Roerink also fears that the water that Blockchains drains from their aquifers will inadvertently drain other aquifers, hurt the area's agriculture and limit the water that goes into Pyramid Lake.
"Those basins are connected," he said. "These aquifers, they are not just underground buckets that are sequestered from one another. There's transitivity, there is flow."
Roerink added that when you start pumping out the water, "you could potentially have issues at Pyramid Lake and there are endangered species in there. There's a lot of factors."
Roerink is also watching the progress of the Blockchains proposal at the Legislature.
"There are certainly things that could be proposed but I don't want to go changing water law for just one pet project," he said. "If you can do it here, you can do it in other places.
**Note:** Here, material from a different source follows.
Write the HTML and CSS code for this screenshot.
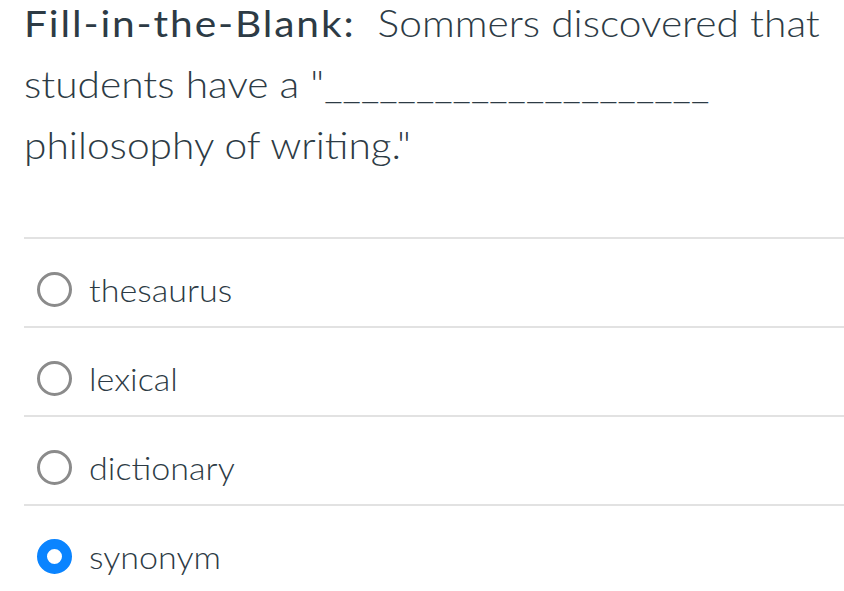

And there are a few things being discussed right now that, in my opinion, could be detrimental for the overall integrity of the law."
He is also worried about Blockchains holding on to the water rights near Gerlach until some future session of the Legislature finally green-lights the project.
"My biggest fear is setting up situations where entities can just sit on water for endless periods of time in order for them to have a project come to fruition," he said. "And that can take a long time. And that whole time, you are just sitting on water, or the value of the water is increasing.
"It is very speculative and I think speculation is a illegal under Nevada water law," he said. "We do not want that to become legal because I think that just paves the way for a lot of shenanigans and chicanery, stuff that I don't think Nevadans really want to see."